If you have to find a Person by it's Address you create a Pepole contianer that has a find method that searches by Address.

the_drow
A: 

An Address doesn't have to know of the existance of Person, I think this is not logic in a real world: an address is just a group of information (say street, town, etc), it can be used by a letter or by a person, but in each case it still remain what it is, without knowing its surroundings. It should only care of information strictly related to him.

Alberto Zaccagni
+1  A: 

The only type of situation I can think of that it would be beneficial is if you had an external reference to an Address and you wanted to know who lived there. Even then, I think a separate associative data structure that maps Address -> Person would be a better design.

Other than that, in the relationship you describe there is no reason it has to be a two-way relationship. There's no rule that says an Address needs a reference to a Person.

Bill the Lizard
A: 

What gives that it has to be a two way relationship?

The only thing I can come up with that would be a motivation for an Address to know about other objects would be if you are in dire need of caching. Let's say you have some form of application where searches are made all the time. But that's pretty much it.

Magnus Skog
+1  A: 

They way to think about it is does my object depend on a property to exist. So in this particular scenrio, Person depends on an Address therefore it needs to know about the address details. The Address on the other hand does not depend on the Person hence can exist without knowledge of the Person.

If you need to access the person via the Address I would suggest implementing a function in the Address object that you can call which will retrieve the Person(s) relating to that particular address.

James.

James
A: 

The complexity of this problem depends on the business domain and what you mean by address. In the majority of systems this is simplified to be a person object who has a relationship to an address object representing where they stay and if two people stay at the same address they address will be duplicated.

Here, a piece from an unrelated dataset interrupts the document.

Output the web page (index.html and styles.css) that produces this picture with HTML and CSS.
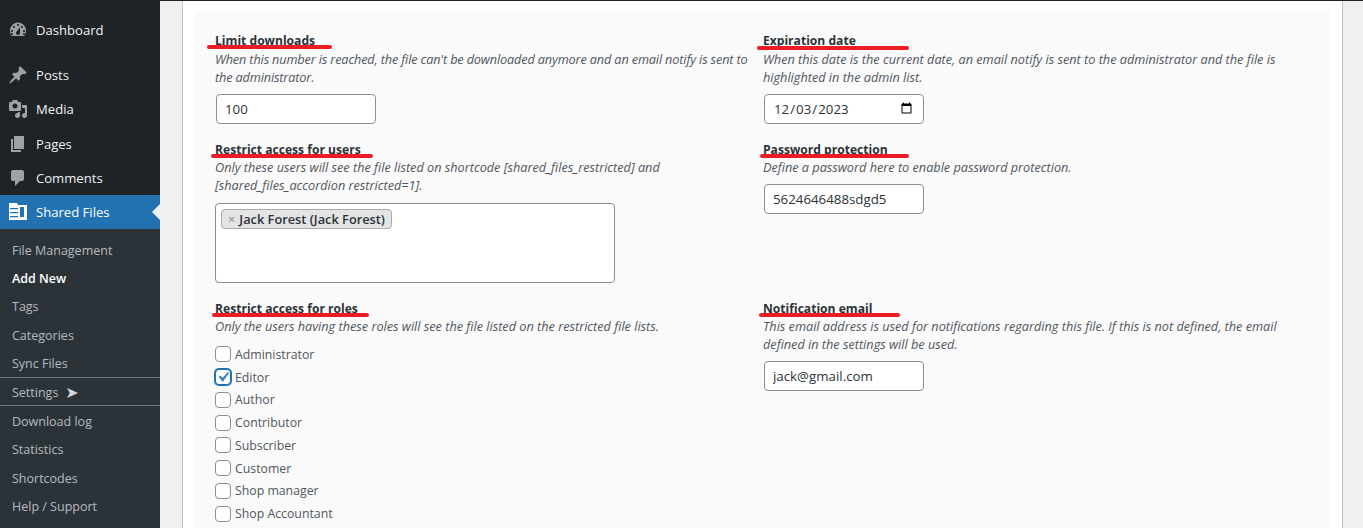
FILE: index.html
```html
<!DOCTYPE html>
<html lang="en">
<head>
<meta charset="utf-8">
<title>Add New Shared File</title>
<link rel="stylesheet" href="styles.css">
</head>
<body>
<div class="page">
  <nav class="sidebar">
    <ul class="menu">
      <li class="item item-first">
        <svg class="ico" viewBox="0 0 20 20"><path fill-rule="evenodd" d="M3.760 16h12.480c1.100-1.430 1.760-3.210 1.760-5.140 0-4.630-3.580-8.360-8-8.360s-8 3.730-8 8.360c0 1.930.66 3.710 1.760 5.140zM10 4c.55 0 1 .45 1 1s-.45 1-1 1-1-.45-1-1 .45-1 1-1zM6 6c.55 0 1 .45 1 1s-.45 1-1 1-1-.45-1-1 .45-1 1-1zm8 0c.55 0 1 .45 1 1s-.45 1-1 1-1-.45-1-1 .45-1 1-1zm-5.370 5.550L12 7v6c0 1.100-.9 2-2 2s-2-.9-2-2c0-.57.24-1.080.63-1.450zM4 10c.55 0 1 .45 1 1s-.45 1-1 1-1-.45-1-1 .45-1 1-1zm12 0c.55 0 1 .45 1 1s-.45 1-1 1-1-.45-1-1 .45-1 1-1zm-12 3c.55 0 1 .45 1 1s-.45 1-1 1-1-.45-1-1 .45-1 1-1zm12 0c.55 0 1 .45 1 1s-.45 1-1 1-1-.45-1-1 .45-1 1-1z"/></svg>
        <span>Dashboard</span>
      </li>
      <li class="item item-gap">
        <svg class="ico" viewBox="0 0 20 20"><path d="M10.440 3.020l1.820-1.820 6.360 6.350-1.830 1.820c-1.050-.68-2.480-.57-3.410.36l-.75.75c-.92.93-1.040 2.350-.35 3.410l-1.830 1.820-2.410-2.410-2.800 2.790c-.42.42-3.380 2.710-3.800 2.290s1.860-3.390 2.280-3.810l2.790-2.790L4.100 9.390l1.830-1.820c1.050.69 2.480.57 3.400-.35l.75-.75c.93-.92 1.040-2.350.36-3.410z"/></svg>
        <span>Posts</span>
      </li>
      <li class="item">
        <svg class="ico" viewBox="0 0 20 20"><path fill-rule="evenodd" d="M13 11V4c0-.55-.45-1-1-1h-1.670L9 1H5L3.670 3H2c-.55 0-1 .45-1 1v7c0 .55.45 1 1 1h10c.55 0 1-.45 1-1zM7 4.500c1.380 0 2.500 1.120 2.500 2.500S8.380 9.500 7 9.500 4.500 8.380 4.500 7 5.620 4.500 7 4.500zM14 6h5v10.500c0 1.380-1.120 2.500-2.500 2.500S14 17.880 14 16.500s1.120-2.500 2.500-2.500c.17 0 .34.020.5.050V9h-3V6zm-4 8.050V13h2v3.500c0 1.380-1.120 2.500-2.500 2.500S7 17.880 7 16.500 8.120 14 9.500 14c.17 0 .34.020.5.050z"/></svg>
        <span>Media</span>
      </li>
      <li class="item">
        <svg class="ico" viewBox="0 0 20 20"><path d="M6 15V2h10v13H6zm-1 1h8v2H3V5h2v11z"/></svg>
        <span>Pages</span>
      </li>
      <li class="item">
        <svg class="ico" viewBox="0 0 20 20"><path d="M5 2h9c1.100 0 2 .9 2 2v7c0 1.100-.9 2-2 2h-2l-5 5v-5H5c-1.100 0-2-.9-2-2V4c0-1.100.9-2 2-2z"/></svg>
        <span>Comments</span>
      </li>
      <li class="item item-active">
        <svg class="ico" viewBox="0 0 20 20"><path fill-rule="evenodd" d="M1 1h8l1 2h9v15H1zM2 6v1.300h8V6zm0 4v1.300h8V10zm0 4v1.300h8V14zM12 5v10h4V5z"/></svg>
        <span>Shared Files</span>
      </li>
    </ul>
    <ul class="submenu">
      <li class="sub">File Management</li>
      <li class="sub sub-current">Add New</li>
      <li class="sub">Tags</li>
      <li class="sub">Categories</li>
      <li class="sub">Sync Files</li>
      <li class="sub sub-divided">Settings <span class="arrow">➤</span></li>
      <li class="sub">Download log</li>
      <li class="sub">Statistics</li>
      <li class="sub">Shortcodes</li>
      <li class="sub">Help / Support</li>
    </ul>
  </nav>
  <main class="content">
    <section class="card">
      <div class="panel">
        <div class="grid">
          <div class="field field-top">
            <label class="label">Limit downloads<i class="mark mark-1"></i></label>
            <p class="desc desc-tight">When this number is reached, the file can't be downloaded anymore and an email notify is sent to the administrator.</p>
            <input class="input" type="number" value="100">
          </div>
          <div class="field field-top">
            <label class="label">Expiration date<i class="mark mark-2"></i></label>
            <p class="desc">When this date is the current date, an email notify is sent to the administrator and the file is highlighted in the admin list.</p>
            <input class="input" type="date" value="2023-12-03">
          </div>
          <div class="field">
            <label class="label">Restrict access for users<i class="mark mark-3"></i></label>
            <p class="desc">Only these users will see the file listed on shortcode [shared_files_restricted] and [shared_files_accordion restricted=1].</p>
            <div class="multi"><span class="tag"><span class="tag-x">×</span>Jack Forest (Jack Forest)</span></div>
          </div>
          <div class="field">
            <label class="label">Password protection<i class="mark mark-4"></i></label>
            <p class="desc">Define a password here to enable password protection.</p>
            <input class="input" type="text" value="5624646488sdgd5">
          </div>
          <div class="field">
            <label class="label">Restrict access for roles<i class="mark mark-5"></i></label>
            <p class="desc">Only the users having these roles will see the file listed on the restricted file lists.</p>
            <ul class="roles">
              <li class="role"><input class="check" type="checkbox"><span>Administrator</span></li>
              <li class="role"><input class="check" type="checkbox" checked><span>Editor</span></li>
              <li class="role"><input class="check" type="checkbox"><span>Author</span></li>
              <li class="role"><input class="check" type="checkbox"><span>Contributor</span></li>
              <li class="role"><input class="check" type="checkbox"><span>Subscriber</span></li>
              <li class="role"><input class="check" type="checkbox"><span>Customer</span></li>
              <li class="role"><input class="check" type="checkbox"><span>Shop manager</span></li>
              <li class="role"><input class="check" type="checkbox"><span>Shop Accountant</span></li>
            </ul>
          </div>
          <div class="field">
            <label class="label">Notification email<i class="mark mark-6"></i></label>
            <p class="desc">This email address is used for notifications regarding this file. If this is not defined, the email defined in the settings will be used.</p>
            <input class="input" type="text" value="jack@gmail.com">
          </div>
        </div>
      </div>
    </section>
  </main>
</div>
</body>
</html>
```
FILE: styles.css
```css
* { box-sizing: border-box; }
html, body { margin: 0; padding: 0; height: 528px; overflow: hidden; }
body { font-family: "Open Sans", "Noto Sans", sans-serif; font-size: 12px; color: #3c434a; background: #f0f0f1; }
ul { list-style: none; margin: 0; padding: 0; }
.page { display: flex; height: 528px; overflow: hidden; }

.sidebar { width: 160px; flex: none; background: #1d2327; height: 528px; padding-top: 13px; }
.menu { display: flex; flex-direction: column; }
.item { position: relative; display: flex; align-items: center; height: 34.2px; padding-left: 8px; color: #f0f0f1; font-size: 13.1px; }
.item span { margin-left: 8px; }
.item-gap { margin-top: 11px; }
.ico { width: 20px; height: 20px; fill: #9ca2a7; flex: none; }
.item-active { background: #2271b1; color: #fff; }
.item-active .ico { fill: #fff; }
.item-active::after { content: ""; position: absolute; right: 0; top: 50%; margin-top: -8px; border: 8px solid transparent; border-right-color: #f0f0f1; border-left-width: 0; }
.submenu { background: #2c3338; padding-top: 7px; height: 299px; }
.sub { height: 28.35px; display: flex; align-items: center; gap: 7px; padding-left: 12px; color: rgba(240, 246, 252, 0.7); font-size: 12.5px; }
.sub-current { color: #fff; font-weight: 600; }
.sub-divided { height: 29.4px; margin: -0.75px 0 0.7px; padding-top: 1px; border-top: 1px solid #73777b; border-bottom: 1px solid #73777b; }
.arrow { font-size: 16px; color: #d5d7d9; font-family: "DejaVu Sans", sans-serif; }

.content { flex: 1; min-width: 0; border-top: 1px solid #1d2327; padding-left: 22px; padding-right: 20px; }
.card { height: 560px; background: #fff; border-left: 1px solid #c3c4c7; border-right: 1px solid #c3c4c7; padding: 10px 12px 0; }
.panel { height: 100%; background: #fafafa; padding: 21px 0 0 20px; }
.grid { display: grid; grid-template-columns: 548px 1fr; grid-template-rows: 109px 159px auto; }
.field { min-width: 0; }
.label { position: relative; display: block; font-weight: 700; font-size: 12.1px; line-height: 17px; color: #2c3338; }
.mark { position: absolute; display: block; height: 4px; top: 13px; background: #ed1c24; border-radius: 2px; }
.mark-1 { left: -8px; width: 125px; }
.mark-2 { left: -6px; width: 152px; top: 14px; }
.mark-3 { left: -4px; width: 162px; }
.mark-4 { left: -3px; width: 149px; }
.mark-5 { left: -3px; width: 157px; }
.mark-6 { left: -4px; width: 141px; }
.desc { margin: 0; width: 550px; font-style: italic; font-size: 12.7px; line-height: 18px; color: #50575e; }
.field-top .desc { margin-top: 1px; }
.desc-tight { letter-spacing: -0.14px; }
.input { display: block; width: 160px; height: 30px; margin: 8px 0 0 1px; padding: 0 8px; border: 1px solid #8c8f94; border-radius: 4px; background: #fff; color: #2c3338; font: 13.3px "Open Sans", sans-serif; }
.multi { width: 400px; height: 80px; margin-top: 9px; padding: 5px; background: #fff; border: 1px solid #8c8f94; border-radius: 4px; }
.tag { display: inline-flex; align-items: center; height: 20px; padding: 0 6px; background: #e4e4e4; border: 1px solid #aaa; border-radius: 4px; font-size: 12.8px; font-weight: 600; color: #2c3338; }
.tag-x { margin-right: 4px; color: #888; font-weight: 400; }
.roles { margin-top: 8px; display: flex; flex-direction: column; }
.role { display: flex; align-items: center; height: 22.75px; gap: 4px; font-size: 12.3px; color: #50575e; }
.check { appearance: none; width: 16px; height: 16px; margin: 0; background: #fff; border: 1px solid #8c8f94; border-radius: 4px; flex: none; }
.check:checked { border-color: #2271b1; box-shadow: 0 0 0 1px #2271b1; background: #fff url("data:image/svg+xml,%3Csvg xmlns='http://www.w3.org/2000/svg' viewBox='0 0 20 20'%3E%3Cpath fill='%233582c4' d='M14.830 4.890l1.340.94-5.810 8.380H9.020L5.780 9.670l1.340-1.250 2.570 2.400z'/%3E%3C/svg%3E") center / 20px no-repeat; }
```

If you want to have a more complex real world model then consider changing to terminology to locations (which may even be represented spatially).

Considerations

  • A person may be related to zero or more locations (consider summer and winter homes)
  • A location exists regardless of having people related to it
  • If a person moves home consider changing the relation ( used to live at ) rather than the location. This provides a great deal of flexibility it the future
  • Multiple people can be related to the same location. This makes it very simple to find everyone who currently (or previously) stayed at a location

Storing locations and relationships provides great flexibility but it comes with an overhead, so you need to decide if your design needs this level of flexibility.

Mark
A: 

In this case I would start with defining a root object that contains a list of persons and a list of addresses. Every person and address would be allowed to access this root (parent) object. Every Person object would also contain a link to address. For an address to find all persons living at that place, I would go to the root object and filter the Person list on all persons that link to this address.

But what if a person lives at two addresses? Or has no address? :-)

Btw, if you use a root/parent class then you can create a base class "Child" that links to the "Parent" and inherit "Person" and "Address" from this child class.